● **Task to carry out**:
Extract each line from the entries below that has the string "uses" in it.

[Available records start]

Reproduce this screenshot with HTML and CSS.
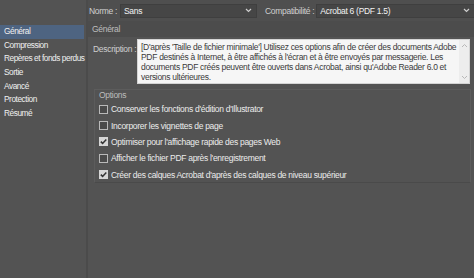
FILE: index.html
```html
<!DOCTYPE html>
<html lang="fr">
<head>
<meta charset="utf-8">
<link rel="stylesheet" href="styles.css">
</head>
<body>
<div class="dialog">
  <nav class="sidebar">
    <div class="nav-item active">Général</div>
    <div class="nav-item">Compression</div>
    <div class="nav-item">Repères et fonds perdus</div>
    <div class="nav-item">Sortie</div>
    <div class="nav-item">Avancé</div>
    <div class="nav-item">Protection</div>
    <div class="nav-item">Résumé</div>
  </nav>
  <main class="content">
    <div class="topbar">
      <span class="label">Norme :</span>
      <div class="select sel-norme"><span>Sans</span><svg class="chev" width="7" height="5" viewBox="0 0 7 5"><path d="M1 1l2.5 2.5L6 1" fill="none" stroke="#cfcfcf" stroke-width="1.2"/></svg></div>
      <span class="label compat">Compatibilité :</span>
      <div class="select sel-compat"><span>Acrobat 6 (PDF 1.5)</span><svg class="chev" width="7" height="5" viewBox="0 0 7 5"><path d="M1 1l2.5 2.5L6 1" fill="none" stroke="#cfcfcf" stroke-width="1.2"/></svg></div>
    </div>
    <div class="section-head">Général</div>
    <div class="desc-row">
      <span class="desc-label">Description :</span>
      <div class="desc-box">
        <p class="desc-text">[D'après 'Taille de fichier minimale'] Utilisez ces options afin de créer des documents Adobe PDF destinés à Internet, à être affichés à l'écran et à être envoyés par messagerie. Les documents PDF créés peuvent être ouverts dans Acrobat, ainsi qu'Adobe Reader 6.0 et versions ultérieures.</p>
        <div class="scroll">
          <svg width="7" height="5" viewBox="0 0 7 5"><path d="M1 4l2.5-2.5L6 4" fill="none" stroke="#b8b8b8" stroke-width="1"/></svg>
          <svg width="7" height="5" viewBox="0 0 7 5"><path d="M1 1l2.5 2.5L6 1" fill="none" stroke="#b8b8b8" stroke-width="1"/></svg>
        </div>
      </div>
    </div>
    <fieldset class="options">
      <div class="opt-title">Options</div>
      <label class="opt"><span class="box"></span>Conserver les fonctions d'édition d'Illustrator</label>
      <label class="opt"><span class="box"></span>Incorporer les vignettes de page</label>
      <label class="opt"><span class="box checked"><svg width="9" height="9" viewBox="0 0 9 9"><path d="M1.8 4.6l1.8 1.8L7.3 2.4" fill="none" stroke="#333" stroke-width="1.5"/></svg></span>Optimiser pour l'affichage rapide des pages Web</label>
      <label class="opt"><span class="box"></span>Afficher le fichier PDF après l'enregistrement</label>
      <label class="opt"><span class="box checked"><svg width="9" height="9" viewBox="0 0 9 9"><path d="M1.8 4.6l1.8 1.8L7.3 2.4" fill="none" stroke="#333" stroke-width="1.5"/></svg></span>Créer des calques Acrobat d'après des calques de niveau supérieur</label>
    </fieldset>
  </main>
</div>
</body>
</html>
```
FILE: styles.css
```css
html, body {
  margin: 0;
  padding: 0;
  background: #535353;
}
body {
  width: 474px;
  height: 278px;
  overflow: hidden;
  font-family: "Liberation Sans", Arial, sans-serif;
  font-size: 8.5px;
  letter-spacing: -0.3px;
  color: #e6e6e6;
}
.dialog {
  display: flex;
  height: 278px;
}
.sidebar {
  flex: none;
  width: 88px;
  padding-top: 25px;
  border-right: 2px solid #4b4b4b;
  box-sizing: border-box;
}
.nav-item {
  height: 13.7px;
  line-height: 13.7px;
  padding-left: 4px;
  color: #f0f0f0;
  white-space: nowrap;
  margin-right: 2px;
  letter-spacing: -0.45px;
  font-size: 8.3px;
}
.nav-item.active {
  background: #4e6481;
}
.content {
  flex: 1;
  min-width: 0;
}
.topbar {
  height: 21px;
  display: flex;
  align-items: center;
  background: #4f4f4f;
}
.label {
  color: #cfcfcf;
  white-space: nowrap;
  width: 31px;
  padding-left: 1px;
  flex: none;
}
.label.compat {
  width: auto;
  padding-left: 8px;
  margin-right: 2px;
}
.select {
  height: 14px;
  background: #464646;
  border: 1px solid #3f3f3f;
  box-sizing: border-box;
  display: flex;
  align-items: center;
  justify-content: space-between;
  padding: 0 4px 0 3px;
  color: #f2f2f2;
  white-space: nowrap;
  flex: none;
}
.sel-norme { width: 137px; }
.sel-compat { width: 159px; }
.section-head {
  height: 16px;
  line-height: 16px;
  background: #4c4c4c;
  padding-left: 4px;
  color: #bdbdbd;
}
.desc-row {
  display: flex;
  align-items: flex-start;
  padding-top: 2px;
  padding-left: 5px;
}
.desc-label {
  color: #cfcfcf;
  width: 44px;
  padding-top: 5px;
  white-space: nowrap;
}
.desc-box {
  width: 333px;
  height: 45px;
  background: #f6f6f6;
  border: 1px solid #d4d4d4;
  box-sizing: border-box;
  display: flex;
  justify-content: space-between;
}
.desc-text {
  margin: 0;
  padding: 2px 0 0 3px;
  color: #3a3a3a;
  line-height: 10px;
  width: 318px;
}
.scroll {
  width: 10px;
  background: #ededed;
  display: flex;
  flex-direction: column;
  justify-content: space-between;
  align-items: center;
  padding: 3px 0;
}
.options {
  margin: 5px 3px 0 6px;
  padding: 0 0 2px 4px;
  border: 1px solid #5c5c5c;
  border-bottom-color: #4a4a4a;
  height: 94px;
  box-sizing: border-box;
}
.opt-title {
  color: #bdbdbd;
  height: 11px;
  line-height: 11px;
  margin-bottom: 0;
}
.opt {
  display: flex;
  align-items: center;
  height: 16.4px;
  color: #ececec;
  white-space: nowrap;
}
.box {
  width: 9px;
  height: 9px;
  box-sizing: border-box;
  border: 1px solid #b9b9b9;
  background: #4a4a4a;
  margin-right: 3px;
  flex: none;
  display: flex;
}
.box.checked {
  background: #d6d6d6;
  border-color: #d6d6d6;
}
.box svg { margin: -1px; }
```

[Available records end]
[Available records start]

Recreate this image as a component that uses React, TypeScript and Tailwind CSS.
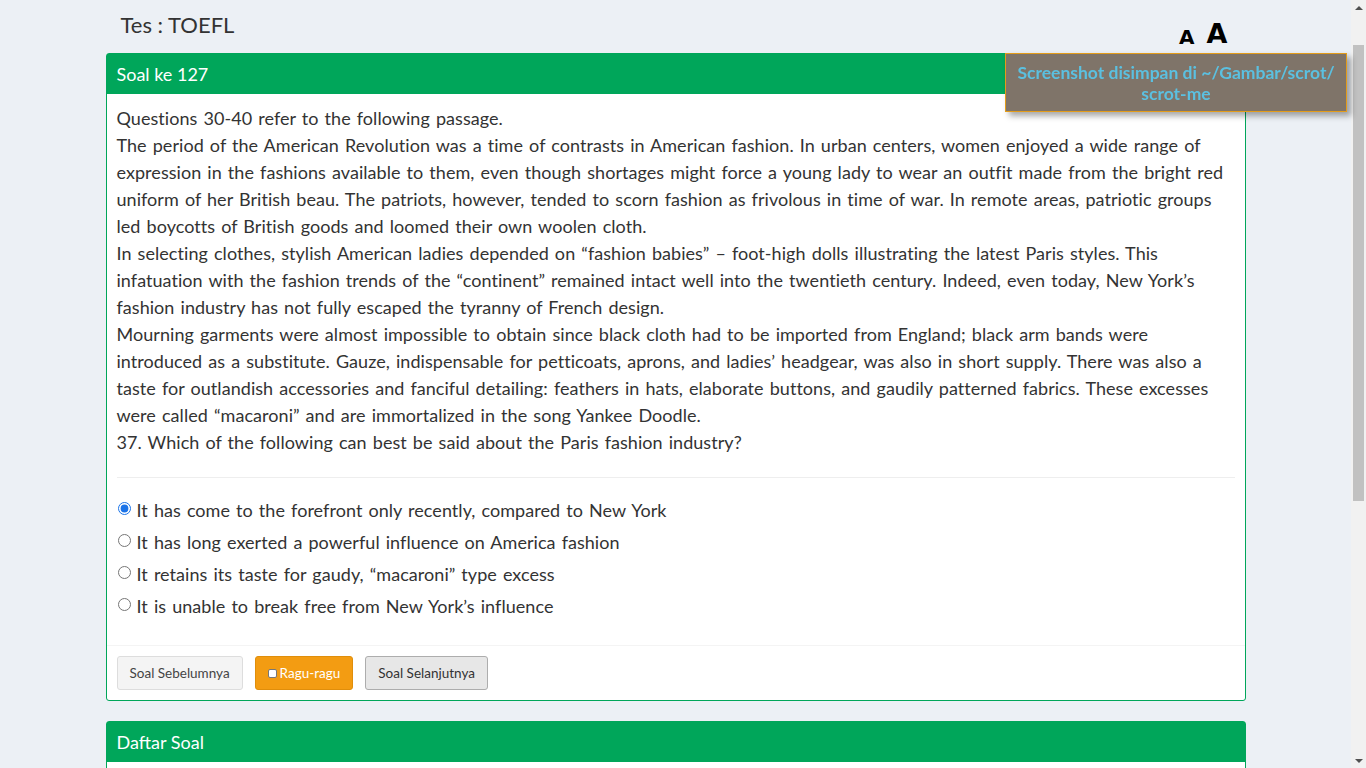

[Available records end]
[Available records start]

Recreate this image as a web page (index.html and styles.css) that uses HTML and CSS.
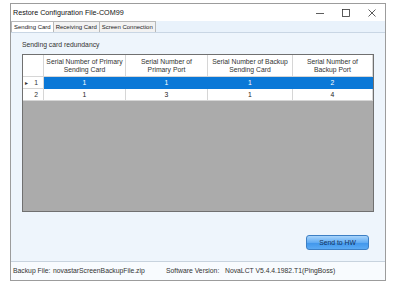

[Available records end]

● **Result of the exercise**:
Recreate this image as a component that uses React, TypeScript and Tailwind CSS.
Recreate this image as a web page (index.html and styles.css) that uses HTML and CSS.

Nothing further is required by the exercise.